When growing eggplants in cooler climates, you can get an early start by planting in raised beds or containers, or you can pre-warm the soil with black plastic or even cover the plants with a floating row cover, for insulation. (Be sure to remove the row cover when the flowers appear, to ensure pollination.) Another option is to grow the plants in black plastic pots, which get considerably warmer than garden soil, sometimes up to 10 degrees F warmer. Pots also hold their heat longer into the evening.
Pests and Problems
Eggplants can be prone to verticillium wilt, a vascular disease that prevents the plants from taking up water, cause the plants to wilt and eventually die. If verticillium wilt is a problem, choose resistant varieties and avoid planting eggplants in an area where tomatoes or peppers have recently been grown. Growing them in a container with fresh potting soil is a good option.
Flea beetles are the biggest insect problem you will encounter eggplant. The beetles chew dozens of holes in the leaves but rarely touch the fruits. The damage is mostly cosmetic, but it does weaken the plants and can spread disease. You can thwart flea beetles early in the season with a floating row cover, but it must be removed when the plant starts setting flowers. Some gardeners place onion peels around the plants to repel the beetles.
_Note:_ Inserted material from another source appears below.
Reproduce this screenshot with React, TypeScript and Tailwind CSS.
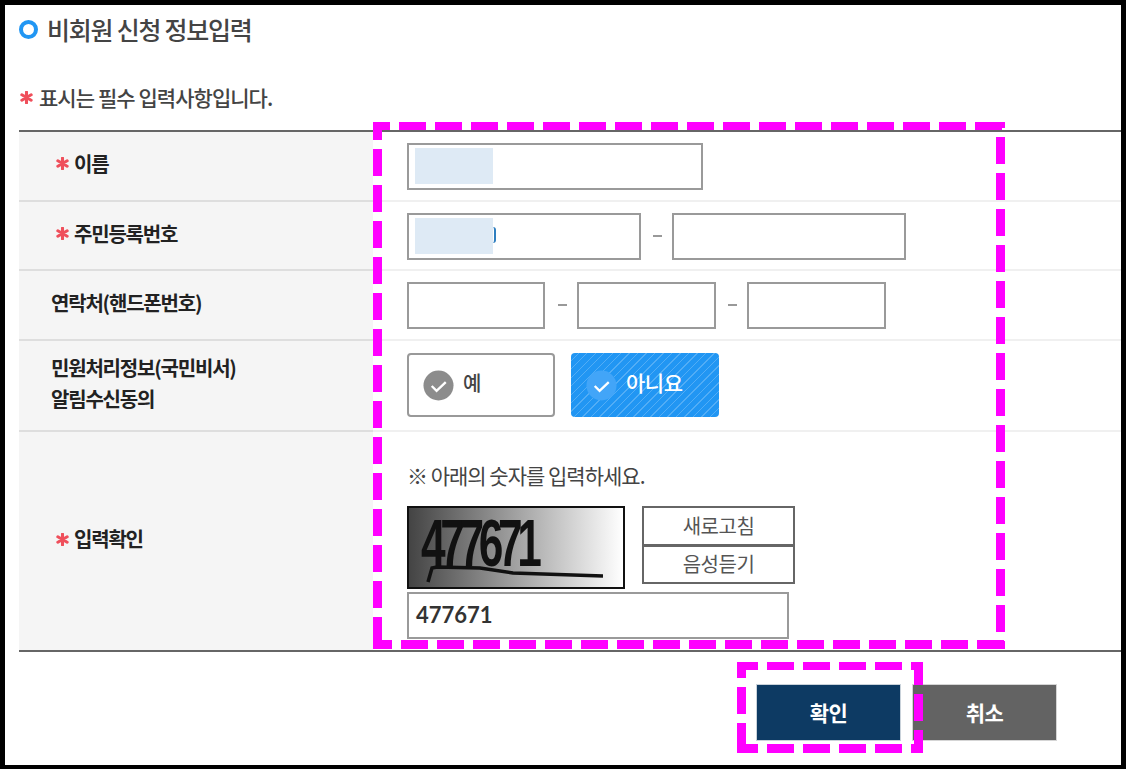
const font = { fontFamily: '"Noto Sans CJK KR", "Noto Sans", sans-serif' };

const Star = ({ className = "" }: { className?: string }) => (
  <svg viewBox="0 0 12 12" className={`w-[13px] h-[13px] shrink-0 ${className}`} stroke="#ef4f5b" strokeWidth="2.8" strokeLinecap="round">
    <path d="M6 1v10M1.7 3.5l8.6 5M1.7 8.5l8.6-5" />
  </svg>
);

const Check = ({ bg }: { bg: string }) => (
  <svg viewBox="0 0 32 32" className="w-[31px] h-[31px] shrink-0">
    <circle cx="16" cy="16" r="15.5" fill={bg} />
    <path d="M9 16.5l5 5 9.5-9" fill="none" stroke="#fff" strokeWidth="2.4" />
  </svg>
);

const Box = ({ className = "", children }: { className?: string; children?: React.ReactNode }) => (
  <div className={`h-[47px] border-2 border-[#9a9a9a] bg-white shrink-0 ${className}`}>{children}</div>
);

const Selected = () => <div className="w-[78px] h-[36px] ml-[6px] mt-[3px] bg-[#deeaf5]" />;

const Dash = () => <span className="block w-[9px] h-[2px] bg-[#999] shrink-0" />;

const Head = ({ star, children }: { star?: boolean; children: React.ReactNode }) => (
  <div className="w-[354px] shrink-0 self-stretch bg-[#f5f5f5] border-b-2 border-[#dedede] flex items-center pl-[32px] pb-[5px] text-[20px] font-bold text-[#222] tracking-[-1.2px] leading-[31px]">
    {star && <Star className="ml-[5px] mr-[5px]" />}
    <div>{children}</div>
  </div>
);

const Row = ({ head, star, h, children }: { head: React.ReactNode; star?: boolean; h: string; children: React.ReactNode }) => (
  <div className={`flex ${h}`}>
    <Head star={star}>{head}</Head>
    <div className="flex-1 border-b-2 border-[#f0f0f0] pl-[34px] flex items-center">{children}</div>
  </div>
);

// each side has its own dash phase, as in the picture
const Marquee = ({ className, w, h, t, r, b, l }: { className: string; w: number; h: number; t: number; r: number; b: number; l: number }) => (
  <svg className={`absolute ${className}`} width={w} height={h} fill="none" stroke="#ff00ff" strokeDasharray="27 9">
    <path d={`M0 4H${w}`} strokeWidth="8" strokeDashoffset={t} />
    <path d={`M${w - 4.5} 0V${h}`} strokeWidth="9" strokeDashoffset={r} />
    <path d={`M0 ${h - 4.5}H${w}`} strokeWidth="9" strokeDashoffset={b} />
    <path d={`M4.5 0V${h}`} strokeWidth="9" strokeDashoffset={l} />
  </svg>
);

export default function App() {
  return (
    <div style={font} className="relative w-[1126px] h-[769px] overflow-hidden bg-white border-t-[5px] border-l-[5px] border-r-[5px] border-b-[4px] border-black text-[#444]">
      <div className="h-[49px] pl-[14px] flex items-center">
        <span className="w-[19px] h-[19px] rounded-full border-[4px] border-[#2196f3]" />
        <h1 className="ml-[9px] text-[25px] font-medium tracking-[-1.25px]">비회원 신청 정보입력</h1>
      </div>
      <div className="h-[76px] pl-[15px] pt-[11px] flex items-center">
        <Star />
        <p className="ml-[6px] text-[21px] font-medium tracking-[-0.95px]">표시는 필수 입력사항입니다.</p>
      </div>

      <div className="ml-[14px] border-t-2 border-b-2 border-[#666]">
        <Row head="이름" star h="h-[70px]">
          <Box className="w-[296px]"><Selected /></Box>
        </Row>
        <Row head="주민등록번호" star h="h-[69px]">
          <Box className="w-[234px] mt-[2px] flex"><Selected /><span className="mt-[12px] w-[3px] h-[16px] border-r-2 border-[#2f7fc0] rounded-r-[3px]" /></Box>
          <span className="ml-[12px] mr-[10px]"><Dash /></span>
          <Box className="w-[234px] mt-[2px]" />
        </Row>
        <Row head="연락처(핸드폰번호)" h="h-[70px]">
          <Box className="w-[138px]" />
          <span className="ml-[13px] mr-[10px]"><Dash /></span>
          <Box className="w-[139px]" />
          <span className="ml-[12px] mr-[10px]"><Dash /></span>
          <Box className="w-[139px]" />
        </Row>
        <Row head={<>민원처리정보(국민비서)<br />알림수신동의</>} h="h-[91px]">
          <div className="w-[148px] h-[64px] -mt-[1px] rounded-[4px] border-2 border-[#999] flex items-center pl-[14px] gap-[9px] text-[20px] font-medium">
            <Check bg="#8c8c8c" />
            <span className="-mt-[4px]">예</span>
          </div>
          <div className="ml-[16px] -mt-[1px] w-[148px] h-[64px] rounded-[4px] bg-[#2196f3] bg-[repeating-linear-gradient(135deg,transparent_0,transparent_5px,rgba(255,255,255,0.22)_5px,rgba(255,255,255,0.22)_6px)] flex items-center pl-[15px] gap-[9px] text-[21px] font-medium text-white tracking-[-0.5px]">
            <Check bg="#42a5f8" />
            <span className="-mt-[5px]">아니요</span>
          </div>
        </Row>
        <div className="flex h-[218px]">
          <div className="w-[354px] shrink-0 bg-[#f5f5f5] flex items-center pl-[32px] pb-[4px] text-[20px] font-bold text-[#222] tracking-[-1.2px]">
            <Star className="ml-[5px] mr-[5px]" />
            입력확인
          </div>
          <div className="flex-1 pl-[34px] pt-[29px]">
            <p className="h-[28px] leading-[28px] text-[21px] tracking-[-1px]">※ 아래의 숫자를 입력하세요.</p>
            <div className="mt-[17px] flex">
              <div className="relative w-[218px] h-[83px] border-2 border-[#111] bg-[linear-gradient(90deg,#444_0%,#fff_100%)] overflow-hidden">
                <span className="absolute left-[12px] top-[3px] origin-left scale-x-[0.67] text-[66px] leading-[64px] font-bold text-[#111] tracking-[-8px] [font-family:'Liberation_Sans',sans-serif]">477671</span>
                <svg className="absolute inset-0" width="214" height="79" fill="none" stroke="#111" strokeWidth="3.5">
                  <path d="M19 74l4-14 5-1 43 1 33 5 90 3" />
                </svg>
              </div>
              <div className="ml-[17px] w-[153px] text-[20px] tracking-[-0.5px] text-center text-[#555]">
                <div className="h-[40px] border-2 border-[#666] leading-[35px]">새로고침</div>
                <div className="h-[39px] -mt-[1px] border-2 border-[#666] leading-[33px]">음성듣기</div>
              </div>
            </div>
            <div className="mt-[3px] w-[382px] h-[47px] border-2 border-[#9a9a9a] pl-[7px] pb-[3px] flex items-center text-[22px] font-bold text-[#333] [font-family:Lato,sans-serif]">477671</div>
          </div>
        </div>
      </div>

      <div className="flex justify-end pr-[64px] pt-[32px] gap-[11px] text-[21px] font-bold text-white">
        <button className="w-[145px] h-[57px] bg-[#0d3a63] border border-[#c9d2da] tracking-[-0.5px]">확인</button>
        <button className="w-[145px] h-[57px] bg-[#636363] border border-[#d5d5d5] tracking-[-0.5px]">취소</button>
      </div>

      <Marquee className="left-[368px] top-[117px]" w={632} h={527} t={10} r={21} b={8} l={9} />
      <Marquee className="left-[732px] top-[657px]" w={186} h={91} t={6} r={4} b={6} l={11} />
    </div>
  );
}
There are wonderfully delicious heirloom eggplants and some great modern hybrids that are disease-resistant and/or quick-ripening. Experiment with a few varieties to see which do well in your growing conditions. Eggplant has a bad reputation for being bitter. Some varieties are more bitter than others, especially when they are harvested past their prime. Eggplants are related to tobacco and contain nicotinoid alkaloids, which can contribute to the bitter taste, but the amount of this alkaloid varies in different eggplants. Try a few varieties before you give up on eggplant.
- Hansel: An AAS winner that has become extremely popular. The long, thin fruits grow in clusters. You can start harvesting when the fruits are only about 4 inches long, to encourage even more fruits (55 days to harvest).
- Gretel: The counterpart to Hansel, Gretel is a long, white eggplant that is also non-bitter and delicious when harvested young (55 days to harvest).
- Japanese White Egg: This fruit really does look like an egg. The flesh is very dense and sweet, with extremely tiny seeds (65 days to harvest).
- Listadia di Grandia: A Spanish Heirloom with gorgeous, fat, 7-inch-long fruits that are white with purple stripes and have a very mild, sweet flavor (90 days to harvest).
- Louisiana Long Green: An heirloom variety with 8-inch-long pale-green fruits that are sweet and tender (100 days to harvest).
- Orient Express: A great choice for northern climates, this is reliable whatever the weather brings. Its tender, dark-purple fruits are long and slender, about 8 to 10 inches long and 1 to 2 inches in diameter (58 days to harvest).
- Rosa Bianca: An Italian heirloom that does best in warm climates. The fruits are rounded and creamy white shaded with purple, about 4 to 6 inches long and 5 inches in diameter (73 days to harvest).